EXERCISE DIRECTIONS:
Copy all lines holding the word "matches" from the entries.

○ ○ ○ ○

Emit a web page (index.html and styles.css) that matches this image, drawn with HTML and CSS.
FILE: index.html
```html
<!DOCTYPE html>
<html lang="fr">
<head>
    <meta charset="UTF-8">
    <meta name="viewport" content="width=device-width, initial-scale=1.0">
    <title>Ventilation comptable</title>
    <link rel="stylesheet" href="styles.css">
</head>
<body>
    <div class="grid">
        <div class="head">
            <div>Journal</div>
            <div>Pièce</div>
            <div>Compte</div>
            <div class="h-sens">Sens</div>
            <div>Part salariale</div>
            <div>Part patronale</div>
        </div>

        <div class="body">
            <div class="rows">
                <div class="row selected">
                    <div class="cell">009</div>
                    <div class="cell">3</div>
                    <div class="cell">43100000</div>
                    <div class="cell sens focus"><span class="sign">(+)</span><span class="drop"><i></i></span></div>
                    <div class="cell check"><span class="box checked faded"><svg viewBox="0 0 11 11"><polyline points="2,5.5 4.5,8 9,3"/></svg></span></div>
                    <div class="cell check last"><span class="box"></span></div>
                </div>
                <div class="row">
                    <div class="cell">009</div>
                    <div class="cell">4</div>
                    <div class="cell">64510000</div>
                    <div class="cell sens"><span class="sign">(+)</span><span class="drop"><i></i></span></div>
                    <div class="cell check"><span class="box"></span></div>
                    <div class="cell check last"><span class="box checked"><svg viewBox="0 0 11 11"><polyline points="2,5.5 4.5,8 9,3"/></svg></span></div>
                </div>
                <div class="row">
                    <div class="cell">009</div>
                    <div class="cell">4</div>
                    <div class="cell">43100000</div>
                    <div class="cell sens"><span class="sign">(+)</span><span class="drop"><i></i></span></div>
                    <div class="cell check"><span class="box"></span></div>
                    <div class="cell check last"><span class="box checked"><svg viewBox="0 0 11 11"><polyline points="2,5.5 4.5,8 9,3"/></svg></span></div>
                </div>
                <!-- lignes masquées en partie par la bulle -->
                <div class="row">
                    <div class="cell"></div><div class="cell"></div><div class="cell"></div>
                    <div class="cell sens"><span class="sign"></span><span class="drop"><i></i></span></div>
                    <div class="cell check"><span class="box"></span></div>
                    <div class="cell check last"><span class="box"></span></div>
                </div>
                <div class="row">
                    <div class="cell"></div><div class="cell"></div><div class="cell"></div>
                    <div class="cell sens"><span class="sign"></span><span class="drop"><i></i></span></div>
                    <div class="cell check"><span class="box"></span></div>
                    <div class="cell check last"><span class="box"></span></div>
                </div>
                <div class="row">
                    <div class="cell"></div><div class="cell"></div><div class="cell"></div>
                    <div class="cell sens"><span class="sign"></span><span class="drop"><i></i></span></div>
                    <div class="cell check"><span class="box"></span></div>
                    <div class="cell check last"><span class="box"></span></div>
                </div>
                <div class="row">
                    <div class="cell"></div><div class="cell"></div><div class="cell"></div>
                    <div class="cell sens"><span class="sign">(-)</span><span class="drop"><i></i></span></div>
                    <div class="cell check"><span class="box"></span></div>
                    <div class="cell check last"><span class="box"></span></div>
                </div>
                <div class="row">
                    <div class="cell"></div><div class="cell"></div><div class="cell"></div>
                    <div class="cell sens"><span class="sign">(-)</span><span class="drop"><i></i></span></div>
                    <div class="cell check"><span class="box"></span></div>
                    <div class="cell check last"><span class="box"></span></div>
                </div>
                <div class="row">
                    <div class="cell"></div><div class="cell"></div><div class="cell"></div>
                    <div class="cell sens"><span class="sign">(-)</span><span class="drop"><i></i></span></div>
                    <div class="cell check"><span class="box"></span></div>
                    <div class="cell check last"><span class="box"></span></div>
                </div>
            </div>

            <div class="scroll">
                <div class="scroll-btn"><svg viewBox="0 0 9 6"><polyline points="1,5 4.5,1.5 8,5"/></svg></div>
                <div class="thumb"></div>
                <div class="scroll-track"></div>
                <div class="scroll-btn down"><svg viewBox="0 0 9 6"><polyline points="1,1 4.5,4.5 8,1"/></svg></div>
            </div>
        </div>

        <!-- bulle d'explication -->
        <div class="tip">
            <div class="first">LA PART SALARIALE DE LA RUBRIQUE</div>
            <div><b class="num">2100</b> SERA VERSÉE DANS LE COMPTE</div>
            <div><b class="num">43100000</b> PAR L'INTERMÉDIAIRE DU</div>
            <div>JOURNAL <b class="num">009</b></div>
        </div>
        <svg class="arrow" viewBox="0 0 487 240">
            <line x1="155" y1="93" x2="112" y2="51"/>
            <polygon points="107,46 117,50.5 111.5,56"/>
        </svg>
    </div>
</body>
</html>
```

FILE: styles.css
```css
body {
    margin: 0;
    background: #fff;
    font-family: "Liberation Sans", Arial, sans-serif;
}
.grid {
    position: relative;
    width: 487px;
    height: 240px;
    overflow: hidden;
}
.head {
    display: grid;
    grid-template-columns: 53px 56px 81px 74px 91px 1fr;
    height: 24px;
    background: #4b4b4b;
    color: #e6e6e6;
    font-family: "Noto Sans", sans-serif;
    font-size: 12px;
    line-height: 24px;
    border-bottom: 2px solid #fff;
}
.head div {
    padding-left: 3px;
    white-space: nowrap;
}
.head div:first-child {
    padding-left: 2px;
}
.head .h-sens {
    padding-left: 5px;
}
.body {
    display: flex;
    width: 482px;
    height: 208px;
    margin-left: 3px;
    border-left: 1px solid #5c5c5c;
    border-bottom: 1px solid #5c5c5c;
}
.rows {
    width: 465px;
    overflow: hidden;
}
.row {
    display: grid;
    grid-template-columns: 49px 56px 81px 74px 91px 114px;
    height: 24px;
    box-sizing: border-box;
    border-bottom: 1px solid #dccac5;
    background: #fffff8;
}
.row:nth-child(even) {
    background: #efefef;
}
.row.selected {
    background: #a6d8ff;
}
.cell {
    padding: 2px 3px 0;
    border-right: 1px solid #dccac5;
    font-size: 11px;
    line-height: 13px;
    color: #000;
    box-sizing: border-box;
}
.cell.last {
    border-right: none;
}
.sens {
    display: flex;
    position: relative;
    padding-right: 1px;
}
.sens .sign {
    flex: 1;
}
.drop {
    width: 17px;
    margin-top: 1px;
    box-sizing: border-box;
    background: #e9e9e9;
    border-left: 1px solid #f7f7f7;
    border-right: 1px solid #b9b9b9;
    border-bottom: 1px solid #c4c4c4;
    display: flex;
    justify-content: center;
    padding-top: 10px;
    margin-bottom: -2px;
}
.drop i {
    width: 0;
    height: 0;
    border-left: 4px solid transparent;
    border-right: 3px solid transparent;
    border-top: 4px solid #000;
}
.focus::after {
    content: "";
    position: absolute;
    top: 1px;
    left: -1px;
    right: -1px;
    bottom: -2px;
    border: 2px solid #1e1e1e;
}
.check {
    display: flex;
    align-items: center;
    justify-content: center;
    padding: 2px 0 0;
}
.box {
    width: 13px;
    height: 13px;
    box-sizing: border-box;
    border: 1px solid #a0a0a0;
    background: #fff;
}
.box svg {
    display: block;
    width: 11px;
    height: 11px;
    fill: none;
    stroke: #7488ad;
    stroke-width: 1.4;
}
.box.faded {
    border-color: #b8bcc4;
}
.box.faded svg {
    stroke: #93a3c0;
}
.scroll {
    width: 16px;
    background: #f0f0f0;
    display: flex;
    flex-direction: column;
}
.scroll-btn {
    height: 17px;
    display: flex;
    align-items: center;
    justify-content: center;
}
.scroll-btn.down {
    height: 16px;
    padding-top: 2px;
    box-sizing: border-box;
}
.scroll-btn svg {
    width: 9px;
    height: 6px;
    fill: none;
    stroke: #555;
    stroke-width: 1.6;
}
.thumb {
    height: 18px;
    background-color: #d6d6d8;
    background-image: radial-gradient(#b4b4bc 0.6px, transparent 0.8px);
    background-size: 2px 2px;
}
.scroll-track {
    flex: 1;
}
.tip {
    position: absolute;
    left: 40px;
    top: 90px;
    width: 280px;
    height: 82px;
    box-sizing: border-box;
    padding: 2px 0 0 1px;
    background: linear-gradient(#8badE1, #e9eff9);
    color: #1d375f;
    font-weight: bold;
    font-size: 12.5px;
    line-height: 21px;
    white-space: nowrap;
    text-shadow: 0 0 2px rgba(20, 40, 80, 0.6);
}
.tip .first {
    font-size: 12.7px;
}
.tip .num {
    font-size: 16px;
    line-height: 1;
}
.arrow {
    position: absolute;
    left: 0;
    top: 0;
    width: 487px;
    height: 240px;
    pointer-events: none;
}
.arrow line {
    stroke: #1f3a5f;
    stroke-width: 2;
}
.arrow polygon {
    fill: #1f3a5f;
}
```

○ ○ ○ ○

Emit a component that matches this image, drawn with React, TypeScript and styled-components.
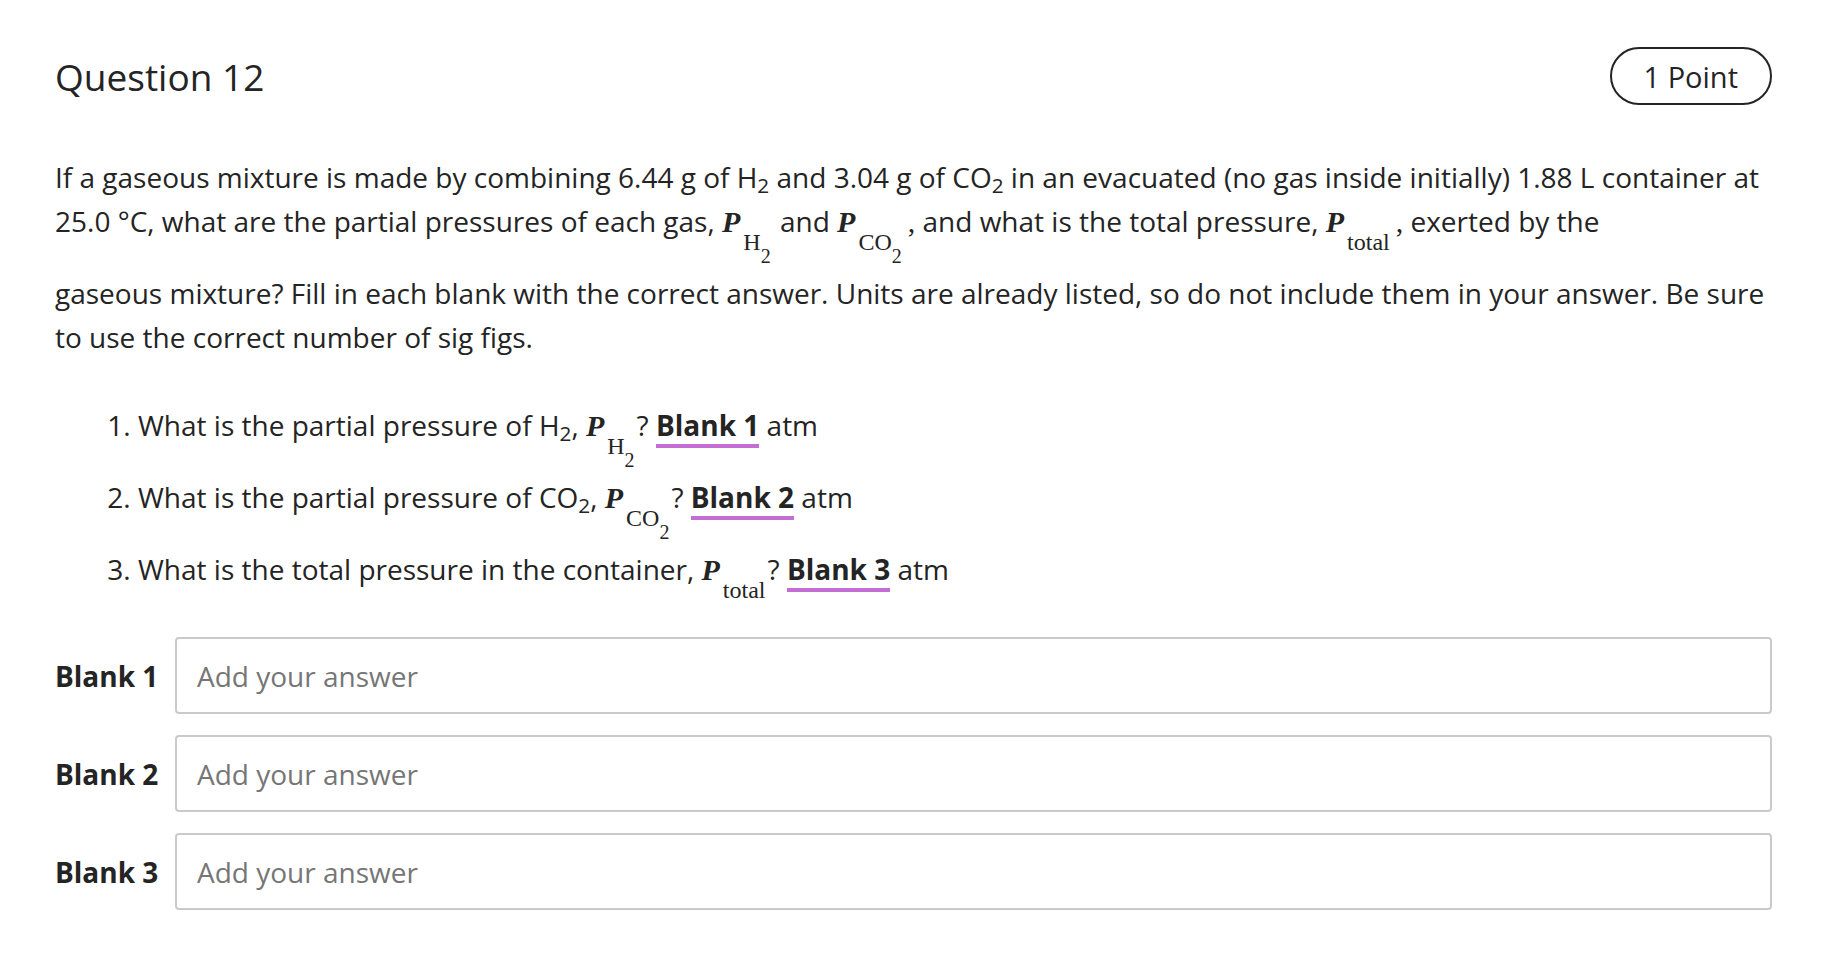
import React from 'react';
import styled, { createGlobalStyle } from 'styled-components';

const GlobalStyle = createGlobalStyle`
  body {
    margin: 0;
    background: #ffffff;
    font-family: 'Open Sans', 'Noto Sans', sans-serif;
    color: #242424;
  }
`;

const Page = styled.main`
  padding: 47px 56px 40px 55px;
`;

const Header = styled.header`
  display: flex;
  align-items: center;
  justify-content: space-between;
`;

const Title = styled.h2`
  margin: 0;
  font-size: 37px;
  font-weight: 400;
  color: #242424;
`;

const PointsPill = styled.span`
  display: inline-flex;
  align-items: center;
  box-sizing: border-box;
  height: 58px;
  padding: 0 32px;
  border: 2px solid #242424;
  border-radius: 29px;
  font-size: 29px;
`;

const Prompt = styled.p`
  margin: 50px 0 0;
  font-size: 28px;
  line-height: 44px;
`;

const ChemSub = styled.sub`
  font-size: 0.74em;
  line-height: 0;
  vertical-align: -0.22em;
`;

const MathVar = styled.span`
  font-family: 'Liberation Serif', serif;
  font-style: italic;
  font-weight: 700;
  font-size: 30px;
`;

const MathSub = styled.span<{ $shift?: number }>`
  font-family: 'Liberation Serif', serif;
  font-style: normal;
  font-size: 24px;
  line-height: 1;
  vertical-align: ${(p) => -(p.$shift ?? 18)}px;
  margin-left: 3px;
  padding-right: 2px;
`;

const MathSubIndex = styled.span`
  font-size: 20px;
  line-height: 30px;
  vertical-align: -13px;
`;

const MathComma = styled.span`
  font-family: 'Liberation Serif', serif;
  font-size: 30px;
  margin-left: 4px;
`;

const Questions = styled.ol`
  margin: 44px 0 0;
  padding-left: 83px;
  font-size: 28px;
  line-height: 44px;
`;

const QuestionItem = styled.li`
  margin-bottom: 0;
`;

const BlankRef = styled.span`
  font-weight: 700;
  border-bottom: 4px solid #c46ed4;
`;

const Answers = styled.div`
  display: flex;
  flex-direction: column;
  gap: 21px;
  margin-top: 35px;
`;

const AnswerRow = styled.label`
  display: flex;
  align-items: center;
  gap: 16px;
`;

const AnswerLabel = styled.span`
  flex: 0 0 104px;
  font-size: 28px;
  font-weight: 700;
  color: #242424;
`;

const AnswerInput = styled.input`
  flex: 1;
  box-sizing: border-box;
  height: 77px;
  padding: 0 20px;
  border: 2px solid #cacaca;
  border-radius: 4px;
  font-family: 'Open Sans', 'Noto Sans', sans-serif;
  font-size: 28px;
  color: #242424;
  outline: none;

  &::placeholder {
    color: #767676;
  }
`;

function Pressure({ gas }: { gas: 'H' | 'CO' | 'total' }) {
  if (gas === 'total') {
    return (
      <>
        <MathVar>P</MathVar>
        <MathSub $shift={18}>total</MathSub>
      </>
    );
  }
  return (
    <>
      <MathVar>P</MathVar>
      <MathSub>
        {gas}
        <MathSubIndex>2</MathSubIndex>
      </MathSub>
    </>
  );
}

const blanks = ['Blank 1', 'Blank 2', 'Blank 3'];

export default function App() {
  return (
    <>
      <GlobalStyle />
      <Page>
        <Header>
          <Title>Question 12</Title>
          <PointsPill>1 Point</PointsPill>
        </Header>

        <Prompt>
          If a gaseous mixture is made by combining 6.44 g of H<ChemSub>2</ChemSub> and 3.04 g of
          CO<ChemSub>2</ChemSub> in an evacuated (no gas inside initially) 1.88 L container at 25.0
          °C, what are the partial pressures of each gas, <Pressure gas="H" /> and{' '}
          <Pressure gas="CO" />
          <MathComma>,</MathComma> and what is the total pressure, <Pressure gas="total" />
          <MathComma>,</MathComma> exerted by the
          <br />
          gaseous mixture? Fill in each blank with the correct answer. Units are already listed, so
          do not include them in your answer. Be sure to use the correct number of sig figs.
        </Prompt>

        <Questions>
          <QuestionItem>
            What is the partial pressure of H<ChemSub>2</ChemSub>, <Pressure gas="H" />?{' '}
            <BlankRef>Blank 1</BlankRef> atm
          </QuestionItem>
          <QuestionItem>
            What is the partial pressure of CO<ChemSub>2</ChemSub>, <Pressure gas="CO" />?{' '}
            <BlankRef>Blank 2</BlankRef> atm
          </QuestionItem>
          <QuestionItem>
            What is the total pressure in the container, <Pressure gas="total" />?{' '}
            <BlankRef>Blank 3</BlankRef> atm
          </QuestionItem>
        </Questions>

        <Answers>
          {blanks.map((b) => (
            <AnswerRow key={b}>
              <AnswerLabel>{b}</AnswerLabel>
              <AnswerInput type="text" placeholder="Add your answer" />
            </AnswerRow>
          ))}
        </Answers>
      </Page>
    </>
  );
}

○ ○ ○ ○

PROBLEM SOLUTION:
Emit a web page (index.html and styles.css) that matches this image, drawn with HTML and CSS.
Emit a component that matches this image, drawn with React, TypeScript and styled-components.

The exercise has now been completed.